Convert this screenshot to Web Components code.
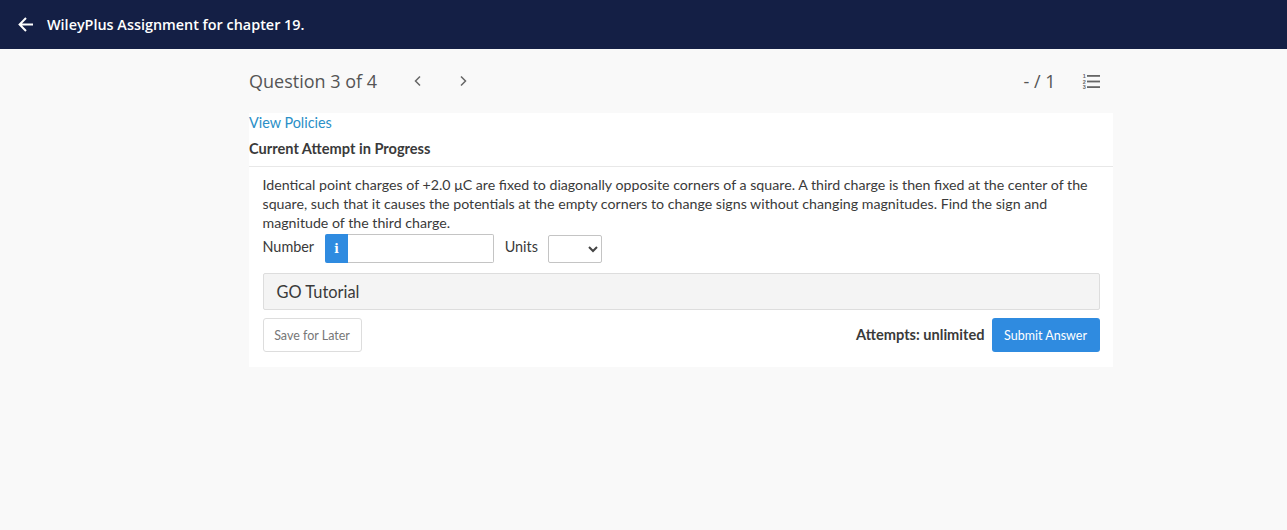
<!DOCTYPE html>
<html>
<head>
<meta charset="utf-8">
<title>WileyPlus Assignment</title>
<style>
  html, body { margin: 0; height: 100%; background: #f9f9f9; }
</style>
</head>
<body>

<app-header>WileyPlus Assignment for chapter 19.</app-header>

<question-page>
  <question-toolbar slot="toolbar" label="Question 3 of 4" score="- / 1"></question-toolbar>
  <question-card>
    Identical point charges of +2.0 μC are fixed to diagonally opposite corners of a square. A third charge is then fixed at the center of the square, such that it causes the potentials at the empty corners to change signs without changing magnitudes. Find the sign and magnitude of the third charge.
  </question-card>
</question-page>

<script>

class AppHeader extends HTMLElement {

  constructor () {

    super();

    this.attachShadow( { mode: 'open' } ).innerHTML = `
      <style>
        :host {
          display: flex;
          align-items: center;
          height: 49px;
          padding-left: 18px;
          background: #141f45;
          color: #fff;
          font: 600 14.4px "Open Sans", sans-serif;
        }
        svg { margin-right: 14px; flex: none; }
      </style>
      <svg width="15" height="15" viewBox="0 0 15 15" fill="none" stroke="#fff" stroke-width="2">
        <path d="M15 7.5H2M8 1 1.6 7.5 8 14"/>
      </svg>
      <slot></slot>
    `;

  }

}

class QuestionPage extends HTMLElement {

  constructor () {

    super();

    this.attachShadow( { mode: 'open' } ).innerHTML = `
      <style>
        :host {
          display: block;
          width: 864px;
          margin-left: 249px;
        }
      </style>
      <slot name="toolbar"></slot>
      <slot></slot>
    `;

  }

}

class QuestionToolbar extends HTMLElement {

  connectedCallback () {

    this.attachShadow( { mode: 'open' } ).innerHTML = `
      <style>
        :host {
          display: flex;
          align-items: center;
          height: 64px;
          padding-right: 13px;
          color: #555;
          font: 18px "Open Sans", sans-serif;
        }
        .label { width: 164px; }
        .nav { display: block; }
        .next { margin-left: 37px; }
        .score { margin-left: auto; margin-right: 26.5px; }
      </style>
      <span class="label">${ this.getAttribute( 'label' ) }</span>
      <svg class="nav" width="9" height="12" viewBox="0 0 9 12" fill="none" stroke="#666" stroke-width="1.5">
        <path d="M7 1.5 2.5 6 7 10.5"/>
      </svg>
      <svg class="nav next" width="9" height="12" viewBox="0 0 9 12" fill="none" stroke="#666" stroke-width="1.5">
        <path d="M2 1.5 6.5 6 2 10.5"/>
      </svg>
      <span class="score">${ this.getAttribute( 'score' ) }</span>
      <svg width="18" height="15" viewBox="0 0 18 15" fill="#666">
        <rect x="5" y="1" width="13" height="1.8"/>
        <rect x="5" y="6.6" width="13" height="1.8"/>
        <rect x="5" y="12.2" width="13" height="1.8"/>
        <g font-family="Liberation Sans, sans-serif" font-size="5.5" font-weight="700">
          <text x="0.8" y="4">1</text>
          <text x="0.8" y="9.5">2</text>
          <text x="0.8" y="15">3</text>
        </g>
      </svg>
    `;

  }

}

class QuestionCard extends HTMLElement {

  constructor () {

    super();

    this.attachShadow( { mode: 'open' } ).innerHTML = `
      <style>
        :host {
          display: block;
          height: 254px;
          background: #fff;
          color: #3a3a3a;
          font: 14.2px/19px Lato, sans-serif;
        }
        a { display: block; height: 26px; font-size: 14.4px; color: #2b8fc7; text-decoration: none; }
        .attempt { height: 27px; font-size: 14.6px; font-weight: 700; border-bottom: 1px solid #e8e8e8; }
        .body { padding: 8px 13.5px 0; }
        .text { margin-bottom: 2px; }
        .answer { display: flex; align-items: flex-start; height: 39px; font-size: 14.4px; }
        .answer > span:not(.info) { padding-top: 3px; }
        .info {
          display: flex;
          align-items: center;
          justify-content: center;
          width: 23px;
          height: 29px;
          margin-left: 11px;
          background: #2f8be0;
          border-radius: 2px 0 0 2px;
          color: #fff;
          font: 700 12px "DejaVu Serif", serif;
        }
        input {
          box-sizing: border-box;
          width: 146px;
          height: 29px;
          margin: 0 10.5px 0 0;
          border: 1px solid #c4c4c4;
          border-left: 0;
          border-radius: 0 2px 2px 0;
        }
        select {
          box-sizing: border-box;
          width: 54px;
          height: 28px;
          margin: 1px 0 0 10px;
          background: #fff;
          border: 1px solid #c4c4c4;
          border-radius: 2px;
          color: #444;
        }
        .tutorial {
          box-sizing: border-box;
          height: 37px;
          padding-left: 13px;
          background: #f4f4f4;
          border: 1px solid #ddd;
          border-radius: 2px;
          font-size: 16.4px;
          line-height: 35px;
        }
        .actions { display: flex; align-items: center; margin-top: 8px; }
        button {
          box-sizing: border-box;
          height: 34px;
          border-radius: 3px;
          font: 12.5px Lato, sans-serif;
        }
        .save { width: 99px; background: #fff; border: 1px solid #ddd; color: #777; }
        .tries { margin: 0 7px 0 auto; font-size: 14.6px; font-weight: 700; position: relative; top: -1px; }
        .submit { width: 108px; background: #2f8be0; border: 0; color: #fff; }
      </style>
      <a href="#">View Policies</a>
      <div class="attempt">Current Attempt in Progress</div>
      <div class="body">
        <div class="text"><slot></slot></div>
        <div class="answer">
          <span>Number</span>
          <span class="info">i</span>
          <input type="text">
          <span>Units</span>
          <select></select>
        </div>
        <div class="tutorial">GO Tutorial</div>
        <div class="actions">
          <button class="save">Save for Later</button>
          <span class="tries">Attempts: unlimited</span>
          <button class="submit">Submit Answer</button>
        </div>
      </div>
    `;

  }

}

customElements.define( 'app-header', AppHeader );
customElements.define( 'question-page', QuestionPage );
customElements.define( 'question-toolbar', QuestionToolbar );
customElements.define( 'question-card', QuestionCard );

</script>
</body>
</html>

● The problem
Repeat the data in full and exactly. Omit pictures.

● Answer to the problem
Convert this screenshot to Web Components code.
<!DOCTYPE html>
<html>
<head>
<meta charset="utf-8">
<title>WileyPlus Assignment</title>
<style>
  html, body { margin: 0; height: 100%; background: #f9f9f9; }
</style>
</head>
<body>

<app-header>WileyPlus Assignment for chapter 19.</app-header>

<question-page>
  <question-toolbar slot="toolbar" label="Question 3 of 4" score="- / 1"></question-toolbar>
  <question-card>
    Identical point charges of +2.0 μC are fixed to diagonally opposite corners of a square. A third charge is then fixed at the center of the square, such that it causes the potentials at the empty corners to change signs without changing magnitudes. Find the sign and magnitude of the third charge.
  </question-card>
</question-page>

<script>

class AppHeader extends HTMLElement {

  constructor () {

    super();

    this.attachShadow( { mode: 'open' } ).innerHTML = `
      <style>
        :host {
          display: flex;
          align-items: center;
          height: 49px;
          padding-left: 18px;
          background: #141f45;
          color: #fff;
          font: 600 14.4px "Open Sans", sans-serif;
        }
        svg { margin-right: 14px; flex: none; }
      </style>
      <svg width="15" height="15" viewBox="0 0 15 15" fill="none" stroke="#fff" stroke-width="2">
        <path d="M15 7.5H2M8 1 1.6 7.5 8 14"/>
      </svg>
      <slot></slot>
    `;

  }

}

class QuestionPage extends HTMLElement {

  constructor () {

    super();

    this.attachShadow( { mode: 'open' } ).innerHTML = `
      <style>
        :host {
          display: block;
          width: 864px;
          margin-left: 249px;
        }
      </style>
      <slot name="toolbar"></slot>
      <slot></slot>
    `;

  }

}

class QuestionToolbar extends HTMLElement {

  connectedCallback () {

    this.attachShadow( { mode: 'open' } ).innerHTML = `
      <style>
        :host {
          display: flex;
          align-items: center;
          height: 64px;
          padding-right: 13px;
          color: #555;
          font: 18px "Open Sans", sans-serif;
        }
        .label { width: 164px; }
        .nav { display: block; }
        .next { margin-left: 37px; }
        .score { margin-left: auto; margin-right: 26.5px; }
      </style>
      <span class="label">${ this.getAttribute( 'label' ) }</span>
      <svg class="nav" width="9" height="12" viewBox="0 0 9 12" fill="none" stroke="#666" stroke-width="1.5">
        <path d="M7 1.5 2.5 6 7 10.5"/>
      </svg>
      <svg class="nav next" width="9" height="12" viewBox="0 0 9 12" fill="none" stroke="#666" stroke-width="1.5">
        <path d="M2 1.5 6.5 6 2 10.5"/>
      </svg>
      <span class="score">${ this.getAttribute( 'score' ) }</span>
      <svg width="18" height="15" viewBox="0 0 18 15" fill="#666">
        <rect x="5" y="1" width="13" height="1.8"/>
        <rect x="5" y="6.6" width="13" height="1.8"/>
        <rect x="5" y="12.2" width="13" height="1.8"/>
        <g font-family="Liberation Sans, sans-serif" font-size="5.5" font-weight="700">
          <text x="0.8" y="4">1</text>
          <text x="0.8" y="9.5">2</text>
          <text x="0.8" y="15">3</text>
        </g>
      </svg>
    `;

  }

}

class QuestionCard extends HTMLElement {

  constructor () {

    super();

    this.attachShadow( { mode: 'open' } ).innerHTML = `
      <style>
        :host {
          display: block;
          height: 254px;
          background: #fff;
          color: #3a3a3a;
          font: 14.2px/19px Lato, sans-serif;
        }
        a { display: block; height: 26px; font-size: 14.4px; color: #2b8fc7; text-decoration: none; }
        .attempt { height: 27px; font-size: 14.6px; font-weight: 700; border-bottom: 1px solid #e8e8e8; }
        .body { padding: 8px 13.5px 0; }
        .text { margin-bottom: 2px; }
        .answer { display: flex; align-items: flex-start; height: 39px; font-size: 14.4px; }
        .answer > span:not(.info) { padding-top: 3px; }
        .info {
          display: flex;
          align-items: center;
          justify-content: center;
          width: 23px;
          height: 29px;
          margin-left: 11px;
          background: #2f8be0;
          border-radius: 2px 0 0 2px;
          color: #fff;
          font: 700 12px "DejaVu Serif", serif;
        }
        input {
          box-sizing: border-box;
          width: 146px;
          height: 29px;
          margin: 0 10.5px 0 0;
          border: 1px solid #c4c4c4;
          border-left: 0;
          border-radius: 0 2px 2px 0;
        }
        select {
          box-sizing: border-box;
          width: 54px;
          height: 28px;
          margin: 1px 0 0 10px;
          background: #fff;
          border: 1px solid #c4c4c4;
          border-radius: 2px;
          color: #444;
        }
        .tutorial {
          box-sizing: border-box;
          height: 37px;
          padding-left: 13px;
          background: #f4f4f4;
          border: 1px solid #ddd;
          border-radius: 2px;
          font-size: 16.4px;
          line-height: 35px;
        }
        .actions { display: flex; align-items: center; margin-top: 8px; }
        button {
          box-sizing: border-box;
          height: 34px;
          border-radius: 3px;
          font: 12.5px Lato, sans-serif;
        }
        .save { width: 99px; background: #fff; border: 1px solid #ddd; color: #777; }
        .tries { margin: 0 7px 0 auto; font-size: 14.6px; font-weight: 700; position: relative; top: -1px; }
        .submit { width: 108px; background: #2f8be0; border: 0; color: #fff; }
      </style>
      <a href="#">View Policies</a>
      <div class="attempt">Current Attempt in Progress</div>
      <div class="body">
        <div class="text"><slot></slot></div>
        <div class="answer">
          <span>Number</span>
          <span class="info">i</span>
          <input type="text">
          <span>Units</span>
          <select></select>
        </div>
        <div class="tutorial">GO Tutorial</div>
        <div class="actions">
          <button class="save">Save for Later</button>
          <span class="tries">Attempts: unlimited</span>
          <button class="submit">Submit Answer</button>
        </div>
      </div>
    `;

  }

}

customElements.define( 'app-header', AppHeader );
customElements.define( 'question-page', QuestionPage );
customElements.define( 'question-toolbar', QuestionToolbar );
customElements.define( 'question-card', QuestionCard );

</script>
</body>
</html>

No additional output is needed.